• **Problem requirements**: Return a copy of each line that holds the string "styles".

• **Given information**:
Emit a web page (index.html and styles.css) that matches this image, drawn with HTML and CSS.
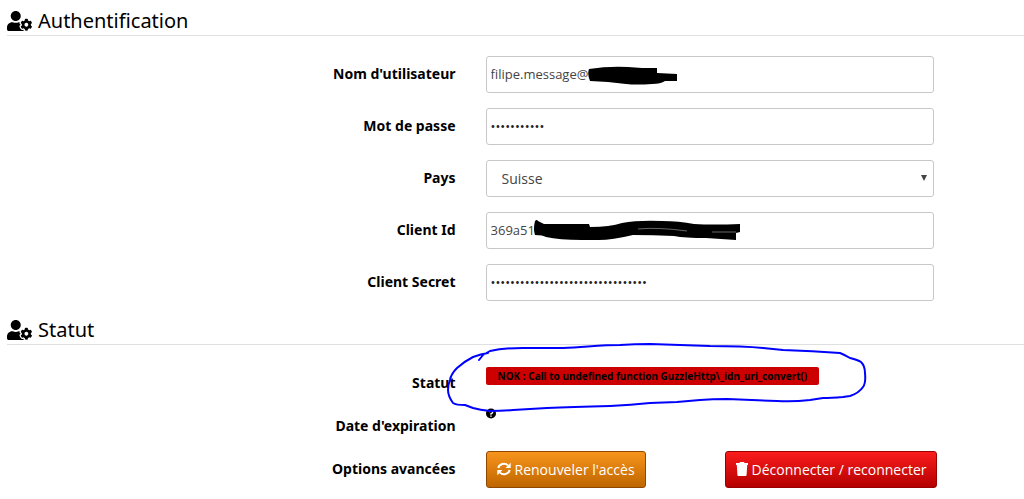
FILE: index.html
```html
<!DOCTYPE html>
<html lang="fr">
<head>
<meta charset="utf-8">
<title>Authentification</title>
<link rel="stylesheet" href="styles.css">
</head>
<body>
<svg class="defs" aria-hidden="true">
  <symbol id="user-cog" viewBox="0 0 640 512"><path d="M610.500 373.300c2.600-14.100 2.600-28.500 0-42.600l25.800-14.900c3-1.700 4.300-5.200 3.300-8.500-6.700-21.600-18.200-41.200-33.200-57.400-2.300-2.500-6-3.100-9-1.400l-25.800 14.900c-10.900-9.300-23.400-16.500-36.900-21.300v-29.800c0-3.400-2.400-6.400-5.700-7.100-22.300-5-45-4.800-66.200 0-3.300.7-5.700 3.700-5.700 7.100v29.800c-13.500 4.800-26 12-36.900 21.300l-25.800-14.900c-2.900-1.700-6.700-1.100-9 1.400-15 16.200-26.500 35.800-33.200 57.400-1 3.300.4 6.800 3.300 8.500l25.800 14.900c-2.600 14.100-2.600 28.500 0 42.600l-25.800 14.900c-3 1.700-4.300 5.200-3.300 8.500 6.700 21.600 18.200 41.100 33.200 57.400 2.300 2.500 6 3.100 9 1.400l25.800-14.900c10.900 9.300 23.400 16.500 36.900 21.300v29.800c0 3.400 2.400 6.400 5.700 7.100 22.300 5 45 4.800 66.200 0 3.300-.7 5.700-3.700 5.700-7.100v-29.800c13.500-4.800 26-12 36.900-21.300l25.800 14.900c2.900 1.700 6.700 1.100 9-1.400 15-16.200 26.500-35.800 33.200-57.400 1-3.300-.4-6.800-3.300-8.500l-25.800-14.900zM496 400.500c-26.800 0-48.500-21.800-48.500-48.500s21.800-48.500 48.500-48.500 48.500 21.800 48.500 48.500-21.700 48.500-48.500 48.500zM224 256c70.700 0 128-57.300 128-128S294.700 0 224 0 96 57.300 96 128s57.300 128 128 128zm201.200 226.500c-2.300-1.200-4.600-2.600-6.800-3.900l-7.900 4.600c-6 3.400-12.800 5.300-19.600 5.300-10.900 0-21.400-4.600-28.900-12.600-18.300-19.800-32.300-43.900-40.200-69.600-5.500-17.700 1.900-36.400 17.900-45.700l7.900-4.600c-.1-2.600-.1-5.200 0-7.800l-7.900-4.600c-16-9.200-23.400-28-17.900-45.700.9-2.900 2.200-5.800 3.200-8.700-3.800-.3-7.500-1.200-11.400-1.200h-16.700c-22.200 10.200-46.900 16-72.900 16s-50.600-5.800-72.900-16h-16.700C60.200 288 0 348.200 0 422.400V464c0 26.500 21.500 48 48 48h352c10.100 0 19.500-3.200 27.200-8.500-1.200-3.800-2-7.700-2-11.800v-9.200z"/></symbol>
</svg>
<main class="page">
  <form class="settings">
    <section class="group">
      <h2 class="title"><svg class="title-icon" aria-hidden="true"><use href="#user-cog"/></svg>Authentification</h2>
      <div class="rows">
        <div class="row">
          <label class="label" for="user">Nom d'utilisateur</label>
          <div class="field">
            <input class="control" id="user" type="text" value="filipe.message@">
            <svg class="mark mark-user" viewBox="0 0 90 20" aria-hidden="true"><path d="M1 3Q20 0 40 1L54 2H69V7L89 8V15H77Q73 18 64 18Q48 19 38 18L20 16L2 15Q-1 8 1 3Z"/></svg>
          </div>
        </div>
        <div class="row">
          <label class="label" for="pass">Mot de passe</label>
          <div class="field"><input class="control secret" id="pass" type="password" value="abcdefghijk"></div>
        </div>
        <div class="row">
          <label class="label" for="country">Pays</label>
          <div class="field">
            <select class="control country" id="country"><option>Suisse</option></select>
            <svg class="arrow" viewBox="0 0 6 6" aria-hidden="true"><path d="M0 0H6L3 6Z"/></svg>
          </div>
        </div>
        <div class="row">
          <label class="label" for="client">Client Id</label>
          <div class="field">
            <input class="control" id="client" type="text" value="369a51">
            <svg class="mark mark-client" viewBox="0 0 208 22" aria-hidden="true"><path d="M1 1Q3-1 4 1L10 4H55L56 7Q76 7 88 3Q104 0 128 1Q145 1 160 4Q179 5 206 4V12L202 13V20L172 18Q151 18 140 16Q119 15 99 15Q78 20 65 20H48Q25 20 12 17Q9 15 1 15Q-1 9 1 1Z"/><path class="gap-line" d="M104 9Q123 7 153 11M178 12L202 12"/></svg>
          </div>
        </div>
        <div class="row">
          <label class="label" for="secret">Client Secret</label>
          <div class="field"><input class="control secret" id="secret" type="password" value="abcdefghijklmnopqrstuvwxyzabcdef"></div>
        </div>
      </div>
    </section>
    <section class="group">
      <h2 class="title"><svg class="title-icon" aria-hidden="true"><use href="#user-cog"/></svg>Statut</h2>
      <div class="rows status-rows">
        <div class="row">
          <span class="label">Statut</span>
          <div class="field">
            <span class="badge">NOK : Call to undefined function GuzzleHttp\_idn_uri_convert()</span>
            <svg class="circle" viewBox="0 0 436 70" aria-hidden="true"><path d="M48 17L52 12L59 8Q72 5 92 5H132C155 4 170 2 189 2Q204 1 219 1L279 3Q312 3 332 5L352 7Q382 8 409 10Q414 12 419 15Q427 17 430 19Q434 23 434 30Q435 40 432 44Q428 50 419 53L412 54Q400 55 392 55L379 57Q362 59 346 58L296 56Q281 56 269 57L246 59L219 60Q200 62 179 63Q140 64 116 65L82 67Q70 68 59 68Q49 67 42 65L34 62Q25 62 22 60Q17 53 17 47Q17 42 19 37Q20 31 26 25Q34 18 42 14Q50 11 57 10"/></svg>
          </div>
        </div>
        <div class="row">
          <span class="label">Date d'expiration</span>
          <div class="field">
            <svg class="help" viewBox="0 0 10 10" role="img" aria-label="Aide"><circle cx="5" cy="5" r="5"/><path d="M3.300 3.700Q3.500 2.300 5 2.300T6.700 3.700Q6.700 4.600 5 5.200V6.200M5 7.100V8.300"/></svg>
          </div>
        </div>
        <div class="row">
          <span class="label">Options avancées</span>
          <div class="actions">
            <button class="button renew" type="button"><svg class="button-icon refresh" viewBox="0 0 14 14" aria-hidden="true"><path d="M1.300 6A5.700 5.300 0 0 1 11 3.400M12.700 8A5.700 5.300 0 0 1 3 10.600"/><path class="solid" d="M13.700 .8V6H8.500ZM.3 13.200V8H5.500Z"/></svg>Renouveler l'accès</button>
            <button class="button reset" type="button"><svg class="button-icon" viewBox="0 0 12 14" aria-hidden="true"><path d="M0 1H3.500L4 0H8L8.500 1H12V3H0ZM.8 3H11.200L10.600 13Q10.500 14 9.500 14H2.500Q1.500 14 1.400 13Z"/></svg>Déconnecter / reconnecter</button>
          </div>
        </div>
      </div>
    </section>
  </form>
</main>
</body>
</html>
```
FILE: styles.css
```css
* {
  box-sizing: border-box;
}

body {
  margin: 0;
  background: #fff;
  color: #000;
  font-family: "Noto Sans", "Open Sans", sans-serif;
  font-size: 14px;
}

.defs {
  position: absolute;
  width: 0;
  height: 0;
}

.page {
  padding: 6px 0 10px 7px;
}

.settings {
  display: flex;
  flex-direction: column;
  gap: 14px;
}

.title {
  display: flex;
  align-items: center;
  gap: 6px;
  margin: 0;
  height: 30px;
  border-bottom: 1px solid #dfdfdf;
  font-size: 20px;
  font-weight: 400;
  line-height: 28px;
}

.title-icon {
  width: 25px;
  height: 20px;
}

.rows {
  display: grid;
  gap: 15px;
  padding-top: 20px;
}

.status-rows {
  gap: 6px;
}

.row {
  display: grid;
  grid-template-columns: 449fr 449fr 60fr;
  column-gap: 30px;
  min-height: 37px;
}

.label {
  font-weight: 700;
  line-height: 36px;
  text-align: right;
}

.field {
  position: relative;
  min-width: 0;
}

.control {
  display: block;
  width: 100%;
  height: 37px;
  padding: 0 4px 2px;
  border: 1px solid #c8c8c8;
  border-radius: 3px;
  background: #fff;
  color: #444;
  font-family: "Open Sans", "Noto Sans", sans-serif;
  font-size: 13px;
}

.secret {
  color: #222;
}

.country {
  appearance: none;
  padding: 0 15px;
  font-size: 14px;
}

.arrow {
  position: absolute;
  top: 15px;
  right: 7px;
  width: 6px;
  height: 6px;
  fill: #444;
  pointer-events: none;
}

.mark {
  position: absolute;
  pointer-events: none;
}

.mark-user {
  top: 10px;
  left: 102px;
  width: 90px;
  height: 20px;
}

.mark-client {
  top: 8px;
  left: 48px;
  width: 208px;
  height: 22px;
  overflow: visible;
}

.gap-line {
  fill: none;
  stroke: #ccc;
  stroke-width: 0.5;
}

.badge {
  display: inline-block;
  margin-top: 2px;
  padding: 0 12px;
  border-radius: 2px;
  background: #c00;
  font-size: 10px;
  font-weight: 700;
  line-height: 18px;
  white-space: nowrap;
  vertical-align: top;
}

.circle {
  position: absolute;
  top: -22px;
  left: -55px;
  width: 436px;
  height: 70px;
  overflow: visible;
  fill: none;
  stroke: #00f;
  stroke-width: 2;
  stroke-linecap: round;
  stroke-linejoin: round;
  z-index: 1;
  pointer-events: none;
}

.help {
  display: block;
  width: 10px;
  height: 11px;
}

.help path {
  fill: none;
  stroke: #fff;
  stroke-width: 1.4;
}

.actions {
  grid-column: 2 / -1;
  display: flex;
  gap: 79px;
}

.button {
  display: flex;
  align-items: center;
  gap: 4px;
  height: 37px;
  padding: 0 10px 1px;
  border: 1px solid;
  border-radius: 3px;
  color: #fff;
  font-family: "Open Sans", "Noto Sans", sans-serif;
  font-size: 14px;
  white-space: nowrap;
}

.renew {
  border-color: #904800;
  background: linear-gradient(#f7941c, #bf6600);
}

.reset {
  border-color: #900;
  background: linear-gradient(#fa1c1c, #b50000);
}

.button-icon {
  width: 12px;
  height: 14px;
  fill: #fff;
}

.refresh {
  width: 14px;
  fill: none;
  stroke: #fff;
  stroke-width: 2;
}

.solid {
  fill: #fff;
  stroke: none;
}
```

• **Written answer**:
Emit a web page (index.html and styles.css) that matches this image, drawn with HTML and CSS.
<link rel="stylesheet" href="styles.css">
FILE: styles.css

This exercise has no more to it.